En esa época comencé a trabajar de profesor para el Ejército Español como profesor de inglés, y tuve que dejar de frecuentarlo. Era un trabajo de locos, de un cuartel tenía que salir corriendo —literalmente— a otro, sin tiempo para comer casi siempre. Si había suerte podía engullir en el metro un bocadillo de tortilla y una barra de chocolate.

El Entri, un portento de profesor con las manos de un gigante, le temía a las moscas, quién sabe qué antiguo trauma arrastraba; cuando una de estas moscas verdosas que abundan en Madrid, especialmente en los barrios del sur entraba a su casa, en una danza de aspavientos infantiles nos pedía a mí y a su mujer que por favor la sacáramos. No se quedaba tranquilo hasta que su mujer le aseguraba que ya no había peligro.

Del Entri aprendí los palos más importantes del flamenco y la técnica básica, pero fue con el Viejo, o el Viejín, hijo del famoso bailarín el Tupé, como se le conoce mayormente, con quien comencé a perfeccionar la técnica. El Viejín también da clases en su casa, pero en un estudio que tiene preparado. Como guitarrista es de un virtuosismo asombroso, y como persona, su humildad y tranquilidad lo hacen un personaje excepcional. Supersticioso como casi todos los gitanos, eso sí, pero de gran corazón. Su mujer, que funge como su secretaria y confidente es una persona cariñosa y carismática, llena de vida y de luz, locuaz, a diferencia de su marido y alegre. Gente positiva que aporta a la vida mucha alegría, tal vez fruto de los padecimientos que como raza históricamente siempre han padecido, pero esa es otra historia que ocupará otro momento.
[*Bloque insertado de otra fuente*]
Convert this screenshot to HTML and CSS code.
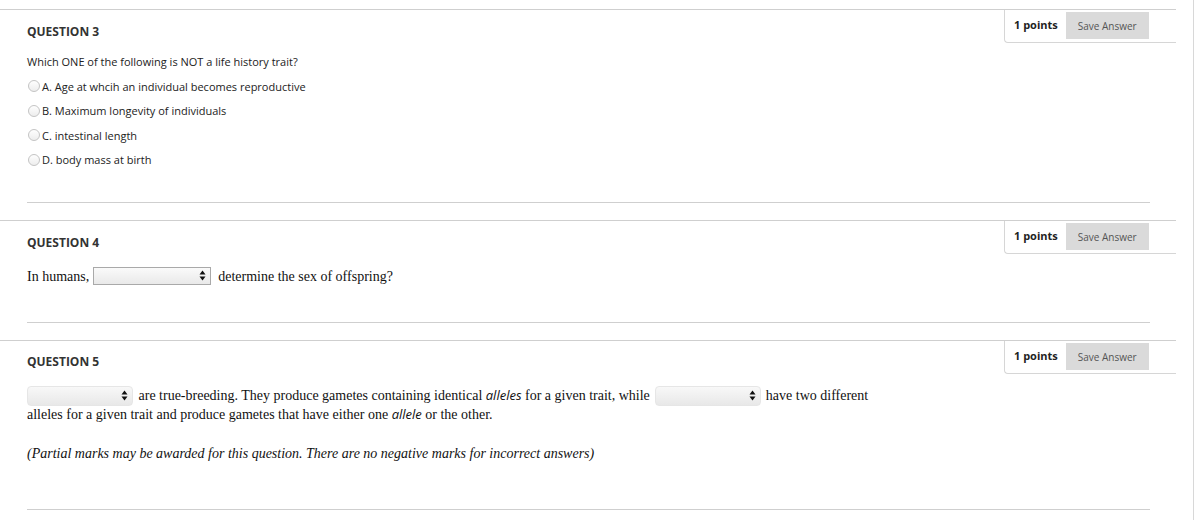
FILE: index.html
```html
<!DOCTYPE html>
<html>
<head>
<meta charset="utf-8">
<link rel="stylesheet" href="styles.css">
</head>
<body>
<div class="page">
  <div class="questions">
    <section class="question q3">
      <div class="q-main">
        <h3 class="q-title">QUESTION 3</h3>
        <p class="q-text">Which ONE of the following is NOT a life history trait?</p>
        <ul class="options">
          <li><span class="radio"></span>A. Age at whcih an individual becomes reproductive</li>
          <li><span class="radio"></span>B. Maximum longevity of individuals</li>
          <li><span class="radio"></span>C. intestinal length</li>
          <li><span class="radio"></span>D. body mass at birth</li>
        </ul>
        <hr class="sep sep3">
      </div>
      <div class="points"><span class="pts">1 points</span><span class="save">Save Answer</span></div>
    </section>

    <section class="question q4">
      <div class="q-main">
        <h3 class="q-title">QUESTION 4</h3>
        <p class="serif-text">In humans, <span class="sel sel-a"><span class="arrows"><svg width="7" height="11" viewBox="0 0 7 11"><path d="M3.5 0.5 L6.5 4.5 L0.5 4.5 Z M3.5 10.5 L6.5 6.5 L0.5 6.5 Z" fill="#111"/></svg></span></span> determine the sex of offspring?</p>
        <hr class="sep sep4">
      </div>
      <div class="points"><span class="pts">1 points</span><span class="save">Save Answer</span></div>
    </section>

    <section class="question q5">
      <div class="q-main">
        <h3 class="q-title">QUESTION 5</h3>
        <p class="serif-text para"><span class="sel sel-b"><span class="arrows"><svg width="7" height="11" viewBox="0 0 7 11"><path d="M3.5 0.5 L6.5 4.5 L0.5 4.5 Z M3.5 10.5 L6.5 6.5 L0.5 6.5 Z" fill="#111"/></svg></span></span> are true-breeding. They produce gametes containing identical <em class="sans-it">alleles</em> for a given trait, while <span class="sel sel-c"><span class="arrows"><svg width="7" height="11" viewBox="0 0 7 11"><path d="M3.5 0.5 L6.5 4.5 L0.5 4.5 Z M3.5 10.5 L6.5 6.5 L0.5 6.5 Z" fill="#111"/></svg></span></span> have two different alleles for a given trait and produce gametes that have either one <em class="sans-it">allele</em> or the other.</p>
        <p class="note">(Partial marks may be awarded for this question. There are no negative marks for incorrect answers)</p>
        <hr class="sep sep5">
      </div>
      <div class="points"><span class="pts">1 points</span><span class="save">Save Answer</span></div>
    </section>
  </div>
</div>
</body>
</html>
```

FILE: styles.css
```css
html, body {
  margin: 0;
  padding: 0;
  background: #fff;
}
body {
  font-family: "Open Sans", "Liberation Sans", sans-serif;
  color: #222;
}
.page {
  width: 1194px;
  height: 520px;
  border-right: 1px solid #d8d8d8;
  padding-top: 9px;
  box-sizing: border-box;
  overflow: hidden;
}
.questions {
  width: 1176px;
}
.question {
  display: flex;
  border-top: 1px solid #cfcfcf;
}
.q-main {
  flex: 1;
  padding-left: 27px;
  padding-bottom: 17px;
  min-width: 0;
}
.q-title {
  margin: 14px 0 0;
  font-size: 12px;
  line-height: 16px;
  font-weight: 700;
  color: #333;
}
.q-text {
  margin: 14px 0 0;
  font-size: 11px;
  line-height: 16px;
  color: #222;
}
.options {
  list-style: none;
  margin: 4px 0 0;
  padding: 0;
}
.options li {
  display: flex;
  align-items: center;
  height: 24.5px;
  font-size: 11px;
  color: #222;
}
.radio {
  width: 12px;
  height: 12px;
  border-radius: 50%;
  border: 1px solid #c4c4c4;
  background: linear-gradient(#fefefe, #ededed);
  margin: 0 2px 0 1px;
  box-sizing: border-box;
}
.sep {
  border: 0;
  border-top: 1px solid #cfcfcf;
  margin: 0;
  margin-right: -146px;
}
.sep3 { margin-top: 30px; }
.points {
  width: 172px;
  height: 33px;
  box-sizing: border-box;
  border-left: 1px solid #d6d6d6;
  border-bottom: 1px solid #d6d6d6;
  border-bottom-left-radius: 4px;
  display: flex;
  align-items: flex-start;
  padding-left: 9px;
  padding-top: 2px;
}
.pts {
  font-size: 11px;
  line-height: 16px;
  font-weight: 700;
  color: #222;
  margin-top: 5px;
}
.save {
  margin-left: 8px;
  width: 83px;
  height: 27px;
  background: #dadada;
  font-size: 10px;
  color: #555;
  display: flex;
  align-items: center;
  justify-content: center;
}
.serif-text {
  font-family: "Liberation Serif", "Times New Roman", serif;
  font-size: 14px;
  line-height: 20px;
  color: #111;
  margin: 0;
}
.q4 .serif-text { margin-top: 16px; }
.sep4 { margin-top: 35px; }
.q5 .q-title { margin-top: 13px; }
.para {
  margin-top: 16px;
  line-height: 19px;
  max-width: 872px;
}
.sel {
  display: inline-block;
  position: relative;
  vertical-align: middle;
  box-sizing: border-box;
  background: linear-gradient(#fafafa, #e9e9e9);
}
.sel-a {
  width: 118px;
  height: 18px;
  border: 1px solid #a9a9a9;
  margin: -3px 4px 0 0;
}
.sel-b, .sel-c {
  height: 20px;
  border-radius: 4px;
  border: 1px solid #e6e6e6;
  background: linear-gradient(#f8f8f8, #e8e8e8);
  margin: -2px 0 -1px;
}
.sel-b { width: 106px; margin-right: 2px; }
.sel-c { width: 106px; margin-left: 2px; margin-right: 1px; }
.arrows {
  position: absolute;
  right: 4px;
  top: 50%;
  margin-top: -6px;
  line-height: 0;
}
.sans-it {
  font-family: "Open Sans", "Liberation Sans", sans-serif;
  font-style: italic;
  font-size: 13px;
}
.note {
  font-family: "Liberation Serif", "Times New Roman", serif;
  font-style: italic;
  font-size: 14px;
  line-height: 16px;
  color: #111;
  margin: 22px 0 0;
}
.sep5 { margin-top: 47px; }
```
Guardo cada una de las clases tanto del Entri como del Viejín en forma de grabación. Horas magníficas donde se pueden escuchar su forma de tocar, sus consejos, sus apreciaciones sobre la vida y la historia del flamenco y de la música. Horas invaluables y dichosas. “¿Sabes cómo terminan siempre nuestras clases?” —le preguntaba orgulloso el Entri a sus amigos— .“Con un abrazo”.